Run – The COLA you are referring to is the one for December of last year (announced in October). It is possible that there will be no COLA again this year. Since there was no COLA last year, the next COLA will be based on the change in CPI-W from the third quarter of 2014 to the third quarter this year. The Q3 2014 CPI-W was 234.242. The latest value is lower (233.438 for April 2016). It wouldn’t take much inflation to get above the Q3 2014 level by Q3 2016 (I think about a 1% annual rate), but that isn’t certain. (I think there probably will be a COLA, since dropping gas prices have kept inflation down, and that is unlikely to continue.)
Mike:
You could be correct. AARP is probably just reminding people.
I recently argued with the Healthcare.gov site about their premium increase for 2016. They said it was because of inflation. The SSA says there is no inflation depending on what CPI index you use. We all know that the cost of food, healthcare, energy and education has gone up so I would say there is moderate inflation but not an over heated economy. We will no doubt see a .25% rate increase after the June fed meeting. This will be a fake rate increase because we all know oil prices always start dropping right after the 4th of July…
Bill:
Healthcare costs always grows at a faster pace than normal inflation. The only thing which inflates faster is the cost of getting an education.
Health care inflation is weighted differently in CPI-W vs CPI-U vs CPI-E (Experimental/Elderly). And over the last few years the resultants have worked in both directions.
As to the claim that energy prices have gone up that is measurably untrue in the context of the last 3rd quarter numbers (which is what the SSA COLA is based on). Energy hasn’t been cheaper than it was last fall for a lot of years. And is pretty much the entire reason there wasn’t a COLA.
Also take a look at this table from SSA showing COLA history https://www.ssa.gov/news/cola/automatic-cola.htm
Energy prices spiked in the 3rd quarter in 2008 leading to a relatively massive COLA of 5.8% in January 2009, the largest such since 1982. To say the least this mistimed the worldwide crash of the next two quarters as energy and a lot of other things went down.

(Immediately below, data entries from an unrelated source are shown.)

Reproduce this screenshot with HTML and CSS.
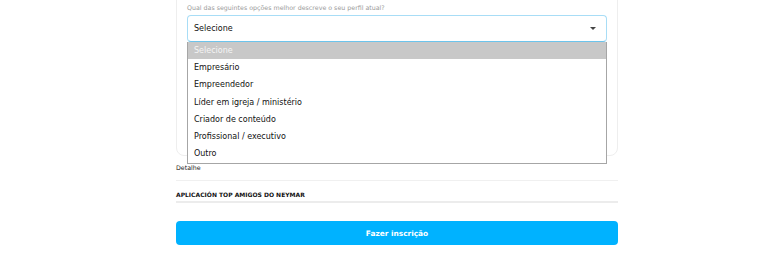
FILE: index.html
```html
<!DOCTYPE html>
<html lang="pt">
<head>
    <meta charset="UTF-8">
    <title>Inscrição</title>
    <link rel="stylesheet" href="styles.css">
</head>
<body>
    <div class="formulario">
        <div class="cartao">
            <label class="rotulo">Qual das seguintes opções melhor descreve o seu perfil atual?</label>
            <div class="campo-select">
                <div class="select-caixa">
                    <span>Selecione</span>
                    <span class="seta"></span>
                </div>
                <ul class="lista-opcoes">
                    <li class="ativa">Selecione</li>
                    <li>Empresário</li>
                    <li>Empreendedor</li>
                    <li>Líder em igreja / ministério</li>
                    <li>Criador de conteúdo</li>
                    <li>Profissional / executivo</li>
                    <li>Outro</li>
                </ul>
            </div>
        </div>

        <div class="detalhe">Detalhe</div>
        <div class="titulo-secao">APLICACIÓN TOP AMIGOS DO NEYMAR</div>

        <button class="botao">Fazer inscrição</button>
    </div>
</body>
</html>
```

FILE: styles.css
```css
body {
    margin: 0;
    font-family: 'DejaVu Sans', 'Noto Sans', sans-serif;
    background: #fff;
    color: #111;
}

.formulario {
    width: 442px;
    margin-left: 176px;
}

.cartao {
    height: 166px;
    margin-top: -10px;
    padding: 12px 10px 0;
    box-sizing: border-box;
    border: 1px solid #eeeeee;
    border-radius: 0 0 8px 8px;
}

.rotulo {
    display: block;
    font-size: 6.3px;
    color: #9a9a9a;
    height: 10px;
    line-height: 10px;
    margin-bottom: 2px;
}

.campo-select {
    position: relative;
}

.select-caixa {
    height: 27px;
    box-sizing: border-box;
    border: 1px solid #a8ddf6;
    border-bottom-color: #6cc4ec;
    border-radius: 4px;
    display: flex;
    align-items: center;
    justify-content: space-between;
    padding: 0 10px 0 6px;
    font-size: 8px;
    color: #111;
}

.seta {
    width: 0;
    height: 0;
    border-left: 3px solid transparent;
    border-right: 3px solid transparent;
    border-top: 3px solid #444;
}

/* lista aberta por cima do resto */
.lista-opcoes {
    position: absolute;
    top: 27px;
    left: 0;
    right: 0;
    margin: 0;
    padding: 0 0 1px;
    list-style: none;
    background: #fff;
    border: 1px solid #a6a6a6;
    border-top: none;
    z-index: 5;
}

.lista-opcoes li {
    height: 17.2px;
    line-height: 17.2px;
    padding-left: 6px;
    font-size: 8px;
    color: #111;
}

.lista-opcoes li.ativa {
    background: #c8c8c8;
    color: #f4f4f4;
}

.detalhe {
    font-size: 6.3px;
    line-height: 8px;
    color: #222;
    padding: 8px 0 8px;
    border-bottom: 1px solid #f0f0f0;
}

.titulo-secao {
    font-size: 6px;
    line-height: 8px;
    font-weight: 700;
    color: #111;
    padding: 10px 0 2px;
    border-bottom: 2px solid #ececec;
}

.botao {
    display: block;
    width: 100%;
    height: 24px;
    margin-top: 18px;
    border: none;
    border-radius: 4px;
    background: #00b2ff;
    color: #fff;
    font-family: inherit;
    font-size: 7.4px;
    font-weight: 700;
    cursor: pointer;
}
```
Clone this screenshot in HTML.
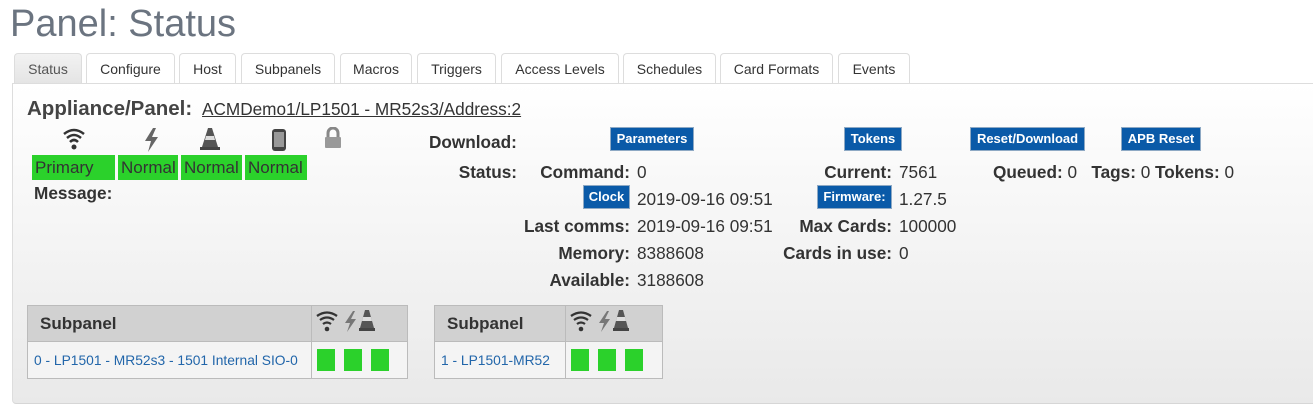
<!DOCTYPE html>
<html><head><meta charset="utf-8"><style>
*{margin:0;padding:0;box-sizing:border-box}
body{width:1313px;height:406px;background:#fff;font-family:"Liberation Sans",Arial,sans-serif;color:#333;position:relative;overflow:hidden}
.a{position:absolute;white-space:nowrap}
h1{position:absolute;left:10px;top:3px;font-size:38px;font-weight:normal;color:#6b7480}
.tab{position:absolute;top:53px;height:31px;border:1px solid #ddd;border-bottom:none;border-radius:4px 4px 0 0;background:#fff;font-size:14px;text-align:center;line-height:30px;color:#333}
.tab.act{background:linear-gradient(#f2f2f2,#e4e4e4);color:#555}
.panel{position:absolute;left:12px;top:83px;width:1310px;height:321px;border-top:1px solid #ddd;border-left:1px solid #ddd;border-bottom:1px solid #d6d6d6;border-radius:0 0 0 4px;background:linear-gradient(#fff,#e9e9e9)}
.b{font-weight:bold}
.lbl{position:absolute;font-size:17.2px;font-weight:bold;text-align:right;white-space:nowrap}
.val{position:absolute;font-size:17.2px;white-space:nowrap}
.btn{position:absolute;height:24px;background:#0a5aa8;border:1px solid #8ea9c4;color:#fff;font-size:13px;font-weight:bold;text-align:center;line-height:22px}
.g{position:absolute;background:#2bd12b;height:25px;top:155px;font-size:17px;line-height:25px;padding-left:3px;color:#333}
table{position:absolute;border-collapse:collapse;font-size:13.8px}
td{border:1px solid #bbb}
.hd td{background:#d1d1d1;height:36px;font-size:17px;font-weight:bold;padding-left:12px}
.bd td{background:#f4f4f4;height:37px}
.lnk{color:#2266aa;padding-left:6px}
.sq{display:inline-block;width:18px;height:22px;background:#2bd12b;margin-right:9px;vertical-align:middle}
</style></head><body>
<h1>Panel: Status</h1>
<div class="tab act" style="left:14px;width:68px">Status</div>
<div class="tab" style="left:86px;width:89px">Configure</div>
<div class="tab" style="left:179px;width:57px">Host</div>
<div class="tab" style="left:241px;width:94px">Subpanels</div>
<div class="tab" style="left:340px;width:72px">Macros</div>
<div class="tab" style="left:417px;width:79px">Triggers</div>
<div class="tab" style="left:501px;width:118px">Access Levels</div>
<div class="tab" style="left:623px;width:93px">Schedules</div>
<div class="tab" style="left:720px;width:113px">Card Formats</div>
<div class="tab" style="left:838px;width:72px">Events</div>
<div class="panel"></div>

<div class="a b" style="left:27px;top:97px;font-size:20.5px;color:#444">Appliance/Panel:</div>
<div class="a" style="left:202px;top:99px;font-size:17.2px;text-decoration:underline">ACMDemo1/LP1501 - MR52s3/Address:2</div>

<svg class="a" style="left:62px;top:127px" width="24" height="24" viewBox="0 0 24 24"><path d="M2 7Q12 -1 22 7M5 11Q12 5 19 11M8 15Q12 11 16 15" stroke="#333" stroke-width="2.5" fill="none"/><circle cx="12" cy="20" r="2.5" fill="#333"/></svg>
<svg class="a" style="left:142px;top:128px" width="18" height="24" viewBox="0 0 18 24"><path d="M11 0L3 13H9L6 24L16 9H10L14 0Z" fill="#666"/></svg>
<svg class="a" style="left:199px;top:127px" width="22" height="24" viewBox="0 0 22 24"><path d="M9 1H13L19 20H3Z" fill="#555"/><path d="M7 9H15L16 13H6Z" fill="#ddd"/><rect x="1" y="20" width="20" height="3" fill="#444"/></svg>
<svg class="a" style="left:271px;top:128px" width="16" height="24" viewBox="0 0 16 24"><rect x="1" y="1" width="14" height="22" rx="3" fill="#444"/><rect x="3" y="4" width="10" height="15" fill="#999"/></svg>
<svg class="a" style="left:323px;top:127px" width="20" height="22" viewBox="0 0 20 22"><path d="M5 10V6A5 5 0 0115 6V10" stroke="#888" stroke-width="3" fill="none"/><rect x="2" y="10" width="16" height="11" rx="1" fill="#999"/></svg>

<div class="g" style="left:32px;width:83px">Primary</div>
<div class="g" style="left:118px;width:60px">Normal</div>
<div class="g" style="left:181px;width:61px">Normal</div>
<div class="g" style="left:245px;width:62px">Normal</div>
<div class="a b" style="left:34px;top:183px;font-size:17.2px">Message:</div>

<div class="lbl" style="left:429px;top:132px">Download:</div>
<div class="btn" style="left:610px;top:127px;width:84px">Parameters</div>
<div class="btn" style="left:844px;top:127px;width:58px">Tokens</div>
<div class="btn" style="left:970px;top:127px;width:115px">Reset/Download</div>
<div class="btn" style="left:1121px;top:127px;width:80px">APB Reset</div>

<div class="lbl" style="right:796px;top:162px">Status:</div>
<div class="lbl" style="right:683px;top:162px">Command:</div><div class="val" style="left:637px;top:162px">0</div>
<div class="lbl" style="right:421px;top:162px">Current:</div><div class="val" style="left:899px;top:162px">7561</div>
<div class="lbl" style="left:993px;top:162px">Queued: <span style="font-weight:normal">0</span>&nbsp;&nbsp; Tags: <span style="font-weight:normal">0</span>&nbsp;Tokens: <span style="font-weight:normal">0</span></div>

<div class="btn" style="left:583px;top:185px;width:47px">Clock</div><div class="val" style="left:637px;top:189px">2019-09-16 09:51</div>
<div class="btn" style="left:817px;top:185px;width:75px">Firmware:</div><div class="val" style="left:899px;top:189px">1.27.5</div>

<div class="lbl" style="right:683px;top:216px">Last comms:</div><div class="val" style="left:637px;top:216px">2019-09-16 09:51</div>
<div class="lbl" style="right:421px;top:216px">Max Cards:</div><div class="val" style="left:899px;top:216px">100000</div>
<div class="lbl" style="right:683px;top:243px">Memory:</div><div class="val" style="left:637px;top:243px">8388608</div>
<div class="lbl" style="right:421px;top:243px">Cards in use:</div><div class="val" style="left:899px;top:243px">0</div>
<div class="lbl" style="right:683px;top:270px">Available:</div><div class="val" style="left:637px;top:270px">3188608</div>

<table style="left:27px;top:305px;width:381px">
<tr class="hd"><td style="width:284px">Subpanel</td><td style="padding-left:4px"><svg width="66" height="24" viewBox="0 0 66 24"><path d="M1 7Q11 0 21 7M4 11Q11 6 18 11M7 15Q11 12 15 15" stroke="#333" stroke-width="2.3" fill="none"/><circle cx="11" cy="20" r="2.3" fill="#333"/><path d="M37 2L29 14H34L31 23L40 10H35L39 2Z" fill="#777"/><path d="M49 1H53L58 19H44Z" fill="#555"/><path d="M47 8H55L56 12H46Z" fill="#ddd"/><rect x="43" y="19" width="16" height="3" fill="#444"/></svg></td></tr>
<tr class="bd"><td class="lnk">0 - LP1501 - MR52s3 - 1501 Internal SIO-0</td><td style="padding-left:5px"><span class="sq"></span><span class="sq"></span><span class="sq"></span></td></tr>
</table>
<table style="left:434px;top:305px;width:229px">
<tr class="hd"><td style="width:131px">Subpanel</td><td style="padding-left:4px"><svg width="66" height="24" viewBox="0 0 66 24"><path d="M1 7Q11 0 21 7M4 11Q11 6 18 11M7 15Q11 12 15 15" stroke="#333" stroke-width="2.3" fill="none"/><circle cx="11" cy="20" r="2.3" fill="#333"/><path d="M37 2L29 14H34L31 23L40 10H35L39 2Z" fill="#777"/><path d="M49 1H53L58 19H44Z" fill="#555"/><path d="M47 8H55L56 12H46Z" fill="#ddd"/><rect x="43" y="19" width="16" height="3" fill="#444"/></svg></td></tr>
<tr class="bd"><td class="lnk">1 - LP1501-MR52</td><td style="padding-left:5px"><span class="sq"></span><span class="sq"></span><span class="sq"></span></td></tr>
</table>
</body></html>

Which in the cold light of retrospective day means that the January 2009 5.8% was in pure arithmetic terms a pure bonus by the time it kicked in, it totally overshot the actual index that had set it. And it took a full two years for prices to catch up. With the result that COLA’s were set to zero rather than what would have been a better end result, that of 2.0% increases each year instead of 5.8%, 0%, 0%.
That is given that there is no clawback provision retirees were actually ‘overpaid’ during 2009 and 2010 and into 2011 even as they were getting no COLA. That is they got their inflation boost early. But don’t try to explain that to people who were and are trying to stretch a totally inadequate SocSec check to meet their monthly needs. Because telling someone that they were actually getting ‘overpaid’ $6 a month or so by SocSec during years when they may have lost a lifetime of home equity and seen the value of their pensions go to shit doesn’t get you ANYWHERE. Trust me on that. All my friends back then were retirees and I didn’t even TRY to show them the numbers. I would have gotten beaten to death by canes and walkers.
But the numbers were and are what they are. Nobody got cheated by those zero COLA’s. Everyone came out ahead of the game. Where the game is defined narrowly as SocSec benefits as opposed to retirement security overall.
Bruce:
Thanks for the explanation and saving me from looking it up.